## Stated exercise
Restate the listing that follows word for word, without its pictures.

## Supplied material

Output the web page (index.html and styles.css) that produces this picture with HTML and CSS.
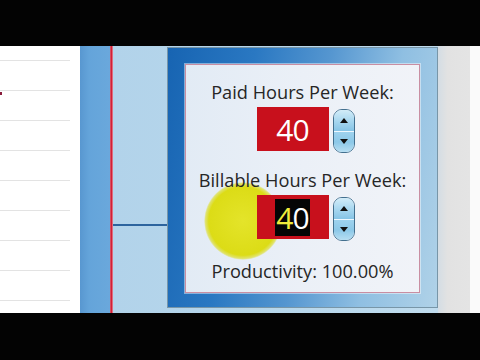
FILE: index.html
```html
<!DOCTYPE html>
<html>
<head>
<meta charset="utf-8">
<title>Productivity</title>
<link rel="stylesheet" href="styles.css">
</head>
<body>
<div class="screen">
  <div class="letterbox top"></div>
  <div class="content">
    <div class="sidebar">
      <div class="row"></div>
      <div class="row"><span class="mark"></span></div>
      <div class="row"></div>
      <div class="row"></div>
      <div class="row"></div>
      <div class="row"></div>
      <div class="row"></div>
      <div class="row"></div>
      <div class="row"></div>
    </div>
    <div class="bluecol"></div>
    <div class="redline"></div>
    <div class="main">
      <div class="connector"><div class="hline"></div></div>
      <div class="panel">
        <div class="inner">
          <div class="cursor"></div>
          <div class="label first">Paid Hours Per Week:</div>
          <div class="field">
            <div class="value">40</div>
            <div class="spin"><div class="spin-up"></div><div class="spin-down"></div></div>
          </div>
          <div class="label second">Billable Hours Per Week:</div>
          <div class="field">
            <div class="value"><span class="sel"><span class="caret">4</span>0</span></div>
            <div class="spin"><div class="spin-up"></div><div class="spin-down"></div></div>
          </div>
          <div class="label third">Productivity: 100.00%</div>
        </div>
      </div>
    </div>
    <div class="grayside"></div>
    <div class="whiteside"></div>
  </div>
  <div class="letterbox bottom"></div>
</div>
</body>
</html>
```

FILE: styles.css
```css
html, body {
  margin: 0;
  padding: 0;
  background: #000;
}
.screen {
  width: 480px;
  height: 360px;
  display: flex;
  flex-direction: column;
  overflow: hidden;
  font-family: "Open Sans", "Noto Sans", sans-serif;
}
.letterbox { background: #030303; }
.letterbox.top { height: 46px; }
.letterbox.bottom { flex: 1; }
.content {
  height: 267px;
  display: flex;
}
.sidebar {
  width: 70px;
  padding: 14px 10px 0 0;
  background: #fff;
  overflow: hidden;
}
.row {
  height: 30px;
  box-sizing: border-box;
  border-top: 1px solid #e3e3e3;
}
.mark {
  display: block;
  width: 2px;
  height: 3px;
  margin-top: 1px;
  background: #8a1c3c;
}
.bluecol {
  width: 30px;
  background: linear-gradient(to right, #5897d0, #64a4da 30%, #6aa8dc);
}
.redline {
  width: 3px;
  background: linear-gradient(to right, #e07a8a, #d01c34 35%, #d42438 65%, #e8b0bc);
}
.main {
  width: 325px;
  display: flex;
  padding-top: 1px;
  background: linear-gradient(to right, #b2d3ea, #b9d8ec 60%, #c0dcee);
}
.connector {
  width: 54px;
  padding-top: 177px;
}
.hline {
  height: 2px;
  background: #2d649e;
}
.panel {
  width: 271px;
  height: 261px;
  box-sizing: border-box;
  border: 1px solid #7896a8;
  padding: 16px 17px 14px 17px;
  background: linear-gradient(100deg, #1764b2 0%, #2a78c2 28%, #5596d0 52%, #8fbfe2 75%, #b0d2e8 100%);
}
.inner {
  position: relative;
  height: 100%;
  box-sizing: border-box;
  border: 1px solid #c98ea2;
  box-shadow: 0 0 0 1px rgba(255, 255, 255, 0.45);
  background: linear-gradient(to right, #e2ebf5, #ebf0f7 50%, #f1f3f8);
  display: flex;
  flex-direction: column;
  align-items: center;
}
.cursor {
  position: absolute;
  left: 18px;
  top: 117px;
  width: 78px;
  height: 78px;
  border-radius: 50%;
  background: radial-gradient(circle, #e4e42a 0%, #dcdc16 62%, rgba(220, 220, 20, 0.6) 68%, rgba(220, 220, 20, 0) 71%);
}
.label {
  position: relative;
  font-size: 18.2px;
  line-height: 22px;
  color: #262626;
  white-space: nowrap;
}
.label.first { margin-top: 16px; }
.label.second { margin-top: 16px; }
.label.third { margin-top: 19px; }
.field {
  position: relative;
  display: flex;
  align-items: flex-start;
  gap: 4px;
  margin-top: 4px;
  margin-left: 6px;
}
.value {
  width: 72px;
  height: 44px;
  background: #c8101c;
  color: #fff;
  font-size: 30px;
  letter-spacing: -1px;
  display: flex;
  align-items: center;
  justify-content: center;
}
.sel {
  display: inline-block;
  height: 37px;
  line-height: 37px;
  padding: 0 1px 0 1px;
  background: #050505;
}
.caret { color: #f0ec3c; }
.spin {
  width: 22px;
  height: 44px;
  margin-top: 2px;
  box-sizing: border-box;
  border: 1px solid #43708f;
  border-radius: 9px;
  overflow: hidden;
  display: flex;
  flex-direction: column;
  box-shadow: inset 0 0 0 1px rgba(255, 255, 255, 0.6);
}
.spin-up, .spin-down {
  flex: 1;
  display: flex;
  align-items: center;
  justify-content: center;
}
.spin-up { background: linear-gradient(#d2ecf8, #a6d6ef 55%, #86c4e6); }
.spin-down {
  border-top: 1px solid #eef8ff;
  background: linear-gradient(#9ed2ee, #8cc8e8 50%, #b6def2);
}
.spin-up::before {
  content: "";
  border-left: 4px solid transparent;
  border-right: 4px solid transparent;
  border-bottom: 5px solid #111;
}
.spin-down::before {
  content: "";
  border-left: 4px solid transparent;
  border-right: 4px solid transparent;
  border-top: 5px solid #111;
}
.grayside {
  width: 32px;
  background: linear-gradient(to right, #d4dde4, #e2e2e2 30%, #e4e4e4);
}
.whiteside {
  flex: 1;
  background: #fafafa;
}
```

## Task response
Output the web page (index.html and styles.css) that produces this picture with HTML and CSS.
FILE: index.html
```html
<!DOCTYPE html>
<html>
<head>
<meta charset="utf-8">
<title>Productivity</title>
<link rel="stylesheet" href="styles.css">
</head>
<body>
<div class="screen">
  <div class="letterbox top"></div>
  <div class="content">
    <div class="sidebar">
      <div class="row"></div>
      <div class="row"><span class="mark"></span></div>
      <div class="row"></div>
      <div class="row"></div>
      <div class="row"></div>
      <div class="row"></div>
      <div class="row"></div>
      <div class="row"></div>
      <div class="row"></div>
    </div>
    <div class="bluecol"></div>
    <div class="redline"></div>
    <div class="main">
      <div class="connector"><div class="hline"></div></div>
      <div class="panel">
        <div class="inner">
          <div class="cursor"></div>
          <div class="label first">Paid Hours Per Week:</div>
          <div class="field">
            <div class="value">40</div>
            <div class="spin"><div class="spin-up"></div><div class="spin-down"></div></div>
          </div>
          <div class="label second">Billable Hours Per Week:</div>
          <div class="field">
            <div class="value"><span class="sel"><span class="caret">4</span>0</span></div>
            <div class="spin"><div class="spin-up"></div><div class="spin-down"></div></div>
          </div>
          <div class="label third">Productivity: 100.00%</div>
        </div>
      </div>
    </div>
    <div class="grayside"></div>
    <div class="whiteside"></div>
  </div>
  <div class="letterbox bottom"></div>
</div>
</body>
</html>
```

FILE: styles.css
```css
html, body {
  margin: 0;
  padding: 0;
  background: #000;
}
.screen {
  width: 480px;
  height: 360px;
  display: flex;
  flex-direction: column;
  overflow: hidden;
  font-family: "Open Sans", "Noto Sans", sans-serif;
}
.letterbox { background: #030303; }
.letterbox.top { height: 46px; }
.letterbox.bottom { flex: 1; }
.content {
  height: 267px;
  display: flex;
}
.sidebar {
  width: 70px;
  padding: 14px 10px 0 0;
  background: #fff;
  overflow: hidden;
}
.row {
  height: 30px;
  box-sizing: border-box;
  border-top: 1px solid #e3e3e3;
}
.mark {
  display: block;
  width: 2px;
  height: 3px;
  margin-top: 1px;
  background: #8a1c3c;
}
.bluecol {
  width: 30px;
  background: linear-gradient(to right, #5897d0, #64a4da 30%, #6aa8dc);
}
.redline {
  width: 3px;
  background: linear-gradient(to right, #e07a8a, #d01c34 35%, #d42438 65%, #e8b0bc);
}
.main {
  width: 325px;
  display: flex;
  padding-top: 1px;
  background: linear-gradient(to right, #b2d3ea, #b9d8ec 60%, #c0dcee);
}
.connector {
  width: 54px;
  padding-top: 177px;
}
.hline {
  height: 2px;
  background: #2d649e;
}
.panel {
  width: 271px;
  height: 261px;
  box-sizing: border-box;
  border: 1px solid #7896a8;
  padding: 16px 17px 14px 17px;
  background: linear-gradient(100deg, #1764b2 0%, #2a78c2 28%, #5596d0 52%, #8fbfe2 75%, #b0d2e8 100%);
}
.inner {
  position: relative;
  height: 100%;
  box-sizing: border-box;
  border: 1px solid #c98ea2;
  box-shadow: 0 0 0 1px rgba(255, 255, 255, 0.45);
  background: linear-gradient(to right, #e2ebf5, #ebf0f7 50%, #f1f3f8);
  display: flex;
  flex-direction: column;
  align-items: center;
}
.cursor {
  position: absolute;
  left: 18px;
  top: 117px;
  width: 78px;
  height: 78px;
  border-radius: 50%;
  background: radial-gradient(circle, #e4e42a 0%, #dcdc16 62%, rgba(220, 220, 20, 0.6) 68%, rgba(220, 220, 20, 0) 71%);
}
.label {
  position: relative;
  font-size: 18.2px;
  line-height: 22px;
  color: #262626;
  white-space: nowrap;
}
.label.first { margin-top: 16px; }
.label.second { margin-top: 16px; }
.label.third { margin-top: 19px; }
.field {
  position: relative;
  display: flex;
  align-items: flex-start;
  gap: 4px;
  margin-top: 4px;
  margin-left: 6px;
}
.value {
  width: 72px;
  height: 44px;
  background: #c8101c;
  color: #fff;
  font-size: 30px;
  letter-spacing: -1px;
  display: flex;
  align-items: center;
  justify-content: center;
}
.sel {
  display: inline-block;
  height: 37px;
  line-height: 37px;
  padding: 0 1px 0 1px;
  background: #050505;
}
.caret { color: #f0ec3c; }
.spin {
  width: 22px;
  height: 44px;
  margin-top: 2px;
  box-sizing: border-box;
  border: 1px solid #43708f;
  border-radius: 9px;
  overflow: hidden;
  display: flex;
  flex-direction: column;
  box-shadow: inset 0 0 0 1px rgba(255, 255, 255, 0.6);
}
.spin-up, .spin-down {
  flex: 1;
  display: flex;
  align-items: center;
  justify-content: center;
}
.spin-up { background: linear-gradient(#d2ecf8, #a6d6ef 55%, #86c4e6); }
.spin-down {
  border-top: 1px solid #eef8ff;
  background: linear-gradient(#9ed2ee, #8cc8e8 50%, #b6def2);
}
.spin-up::before {
  content: "";
  border-left: 4px solid transparent;
  border-right: 4px solid transparent;
  border-bottom: 5px solid #111;
}
.spin-down::before {
  content: "";
  border-left: 4px solid transparent;
  border-right: 4px solid transparent;
  border-top: 5px solid #111;
}
.grayside {
  width: 32px;
  background: linear-gradient(to right, #d4dde4, #e2e2e2 30%, #e4e4e4);
}
.whiteside {
  flex: 1;
  background: #fafafa;
}
```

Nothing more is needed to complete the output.